How are antiwar liberals hoping to reach Americans if they can't sympathize with such a simple human sentiment as exhilaration over dethroning and possibly killing a dictator/torturer? How emotionally plastinated and downright cockamamie do these people have to be? They're the new Nancy Reagan: telling people to "say no" without giving any indication of ever having been high.

And I may just print it out and frame it too. I mean, Holy Donut-Rolling Jebus on a Motorcycle, what is it with these people? Saddam wasn't even a Communist! His Baathist Party was some sort of freakazoid offshoot of Nazism with Arab flavoring. He has more palaces than baby Doc! Gold fricking toilet seats! While Iraqi children, as we were famously reminded about every thirty seconds not too long ago, were Starving Because of the Sanctions. But now that the old torturer is out of power and his statues are being toppled and the formerly oppressed Iraqis are dancing and kissing Marines, the peacenuggets are crying in their herbal tea. You'd almost think--

Nah. Even the peacenuggets couldn't be that bad.

Posted by Andrea Harris at April 10, 2003 03:08 AM
Comments

Wasn't Saddam a Stalinist, though?

I have realized (I'm probably not the first) that if you go enough to the left and right, you end up at the same place- hell.

Posted by: Inscrutable American at April 10, 2003 at 03:42 AM

Wrong Communist. Stalin is the Commie everyone loves to hate. "Sure, we're Marxists, but it's Castro and Ché and Lenin we admire -- Stalin was a criminal!" Oh, and Trotsky. They all love to admire Trotsky. But heck, Saddam picked the guy who managed to kill the most people -- I wonder why?

Posted by: Andrea Harris at April 10, 2003 at 03:46 AM

A good many "liberals" are actually worshippers of power. Of course, they think of it as power with which to do good things, but the central element of their desires is the power itself. So they get pouty when reality demonstrates that concentrations of power attract the worst men in the world, as they invariably seem to do. Friedrich Hayek was booed by "liberals" and socialists all around the world when he pointed this out, along with the reasons for it, in his book The Road To Serfdom.

Apropos of which, we're at a critical moment in history here in America, too. We have a good man in a position with almost unlimited power. The better he behaves, the more likely it is that people will forget the terrible excesses of previous years, and will therefore relax to that huge concentration of power in Washington -- a bad spinoff from a very good thing.

I hope Dubya has some ideas for returning the federal government to its Constitutional bounds, or at least for nudging it back toward them.

Posted by: Francis W. Porretto at April 10, 2003 at 07:07 AM

Oh, Francis. Francis Francis Francis. Constitutionalism hasn't even been a consideration in the US since FDR, except if you're accused of a crime. I exaggerate, but not by much.
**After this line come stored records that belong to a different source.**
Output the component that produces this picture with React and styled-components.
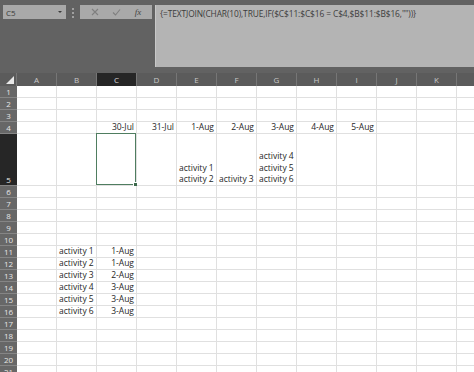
import React from 'react';
import styled, { createGlobalStyle } from 'styled-components';

const Global = createGlobalStyle`
  html, body { margin: 0; padding: 0; background: #ffffff; }
  body { font-family: "Open Sans", "Liberation Sans", sans-serif; }
`;

const Page = styled.div`
  width: 474px;
  height: 372px;
  overflow: hidden;
  background: #ffffff;
`;

const TopBar = styled.div`
  height: 73px;
  background: #626262;
  display: flex;
  align-items: flex-start;
  padding: 5px 0 0 3px;
  box-sizing: border-box;
`;

const NameBox = styled.div`
  width: 63px;
  height: 14px;
  background: #a9a9a9;
  display: flex;
  align-items: center;
  justify-content: space-between;
  padding: 0 4px 0 3px;
  box-sizing: border-box;
  font-size: 8px;
  color: #3a3a3a;
`;

const Arrow = styled.span`
  width: 0;
  height: 0;
  border-left: 2px solid transparent;
  border-right: 2px solid transparent;
  border-top: 2px solid #3a3a3a;
`;

const Dots = styled.div`
  width: 14px;
  display: flex;
  flex-direction: column;
  align-items: center;
  gap: 2px;
  padding-top: 3px;
  & > span {
    width: 2px;
    height: 2px;
    background: #a0a0a0;
  }
`;

const FxBox = styled.div`
  width: 72px;
  height: 14px;
  background: #a9a9a9;
  display: flex;
  align-items: center;
  justify-content: space-around;
  padding: 0 4px;
  box-sizing: border-box;
  color: #7c7c7c;
`;

const FxLabel = styled.span`
  font-family: "Liberation Serif", serif;
  font-style: italic;
  font-size: 9px;
  color: #444;
`;

const FormulaBox = styled.div`
  margin-left: 3px;
  flex: 1;
  height: 62px;
  background: #b4b4b4;
  border-left: 1px solid #c8c8c8;
  box-sizing: border-box;
  padding: 3px 0 0 4px;
  font-size: 8.4px;
  color: #3c3c3c;
  white-space: nowrap;
  letter-spacing: -0.1px;
`;

const Sheet = styled.div`
  display: grid;
  grid-template-columns: 17px repeat(12, 40px);
  grid-template-rows: 13px repeat(4, 12px) 52px repeat(16, 12px);
  font-size: 8.5px;
`;

const Corner = styled.div`
  background: #5b5b5b;
  display: flex;
  align-items: flex-end;
  justify-content: flex-end;
  padding: 0 2px 2px 0;
  border-right: 1px solid #777;
  box-sizing: border-box;
  & > span {
    width: 0;
    height: 0;
    border-left: 8px solid transparent;
    border-bottom: 8px solid #e8e8e8;
  }
`;

const ColHead = styled.div`
  background: ${(p) => (p.$active ? '#262626' : '#5b5b5b')};
  color: ${(p) => (p.$active ? '#dcdcdc' : '#c9c9c9')};
  border-right: 1px solid #767676;
  display: flex;
  align-items: center;
  justify-content: center;
  font-size: 8px;
  box-sizing: border-box;
`;

const RowHead = styled.div`
  background: ${(p) => (p.$active ? '#262626' : '#676767')};
  color: #e6e6e6;
  border-bottom: 1px solid #858585;
  display: flex;
  align-items: flex-end;
  justify-content: center;
  font-size: 8px;
  line-height: 11px;
  box-sizing: border-box;
`;

const Cell = styled.div`
  position: relative;
  border-right: 1px solid #e0e0e0;
  border-bottom: 1px solid #e0e0e0;
  box-sizing: border-box;
  display: flex;
  flex-direction: column;
  justify-content: flex-end;
  align-items: ${(p) => (p.$right ? 'flex-end' : 'flex-start')};
  padding: 0 2px;
  color: #262626;
  line-height: 11.7px;
  white-space: nowrap;
  overflow: visible;
`;

const Selection = styled.div`
  position: absolute;
  left: -1px;
  top: -1px;
  right: 0;
  bottom: 0;
  border: 1.5px solid #4f7d60;
  pointer-events: none;
  &::after {
    content: '';
    position: absolute;
    right: -3px;
    bottom: -3px;
    width: 3px;
    height: 3px;
    background: #3d6a4d;
    border: 1px solid #fff;
  }
`;

const cols = ['A', 'B', 'C', 'D', 'E', 'F', 'G', 'H', 'I', 'J', 'K', 'L'];

const data = {
  '4': { C: ['30-Jul'], D: ['31-Jul'], E: ['1-Aug'], F: ['2-Aug'], G: ['3-Aug'], H: ['4-Aug'], I: ['5-Aug'] },
  '5': { E: ['activity 1', 'activity 2'], F: ['activity 3'], G: ['activity 4', 'activity 5', 'activity 6'] },
  '11': { B: ['activity 1'], C: ['1-Aug'] },
  '12': { B: ['activity 2'], C: ['1-Aug'] },
  '13': { B: ['activity 3'], C: ['2-Aug'] },
  '14': { B: ['activity 4'], C: ['3-Aug'] },
  '15': { B: ['activity 5'], C: ['3-Aug'] },
  '16': { B: ['activity 6'], C: ['3-Aug'] },
};

const isDate = (s) => /-(Jul|Aug)$/.test(s);

export default function App() {
  const rows = Array.from({ length: 21 }, (_, i) => String(i + 1));
  return (
    <Page>
      <Global />
      <TopBar>
        <NameBox>
          C5
          <Arrow />
        </NameBox>
        <Dots>
          <span />
          <span />
          <span />
        </Dots>
        <FxBox>
          <svg width="8" height="8" viewBox="0 0 8 8">
            <path d="M1 1 L7 7 M7 1 L1 7" stroke="#7f7f7f" strokeWidth="1.1" />
          </svg>
          <svg width="9" height="8" viewBox="0 0 9 8">
            <path d="M1 4.5 L3.5 7 L8 1.5" stroke="#7f7f7f" strokeWidth="1.1" fill="none" />
          </svg>
          <FxLabel>fx</FxLabel>
        </FxBox>
        <FormulaBox>{'{=TEXTJOIN(CHAR(10),TRUE,IF($C$11:$C$16 = C$4,$B$11:$B$16,""))}'}</FormulaBox>
      </TopBar>
      <Sheet>
        <Corner>
          <span />
        </Corner>
        {cols.map((c) => (
          <ColHead key={c} $active={c === 'C'}>
            {c}
          </ColHead>
        ))}
        {rows.map((r) => (
          <React.Fragment key={r}>
            <RowHead $active={r === '5'}>{r}</RowHead>
            {cols.map((c) => {
              const lines = (data[r] && data[r][c]) || [];
              return (
                <Cell key={c} $right={lines.length > 0 && isDate(lines[0])}>
                  {lines.map((l) => (
                    <span key={l}>{l}</span>
                  ))}
                  {r === '5' && c === 'C' && <Selection />}
                </Cell>
              );
            })}
          </React.Fragment>
        ))}
      </Sheet>
    </Page>
  );
}
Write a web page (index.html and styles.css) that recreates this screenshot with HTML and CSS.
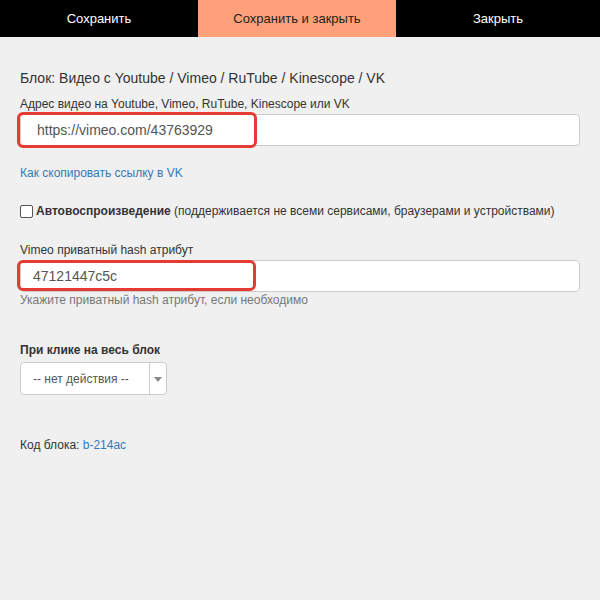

Now since I happen to like constitutional protections for the accused, it's time to restore them to the rest of us.

Posted by: Dave at April 10, 2003 at 10:25 AM

I was perusing the Democratic Underground forums yesterday (the Morlocks, as I like to call them) and I was somewhat surprised at the extent of the nuttery present there. It is certainly not 100% of everyone there who's out of their mind but I'd estimate easily maybe 50-75%. In a thread about the liberation of a children's prison in Iraq (designed to lock up those who did not join Saddam's yugen, errr, Cubs) they were outright skeptical and wanted to wait and see what the real truth was. Several people believed that it was nothing more than an orphanage or perhaps a "juvenile hall" for rebellious or criminal teens. And that was hardly the worst of the delusion.

Posted by: Robin Goodfellow at April 10, 2003 at 01:52 PM

Lol, Morlocks, now that works! I have to say I agree about the Colby quote. It is staggering that machinations the left is going through to remain "right-on".

Posted by: Andrew Ian Castel-Dodge at April 10, 2003 at 02:16 PM

One of the nice things about calling them 'Morlocks' is that one of their leaders is already a 'Morford'.

Posted by: Dr. Weevil at April 10, 2003 at 03:15 PM

As usual, Colby Cosh is too cute by half. Of course Nancy Reagan had every right to tell Americans just to say "no" to drugs. Go read some of the literature about the effects drugs had on some of her children and step children.

You don't have to muzzle up to a quaalude pill in order to realize that not being able to control the desire for quaaludes ruins your life, now do you?

So, as usual, Colby is bashing his target rightfully but bashing with a broken stick none the less.

Him I could understand. Afterall he's a journalist and a Canadian. It makes no sense to expect otherwise. But you, my dear ... we have much greater expectations of you.

Posted by: Paul A'Barge at April 10, 2003 at 03:37 PM

Lesson one, Paul: don't lecture me, or talk down to me, and we'll get along fine.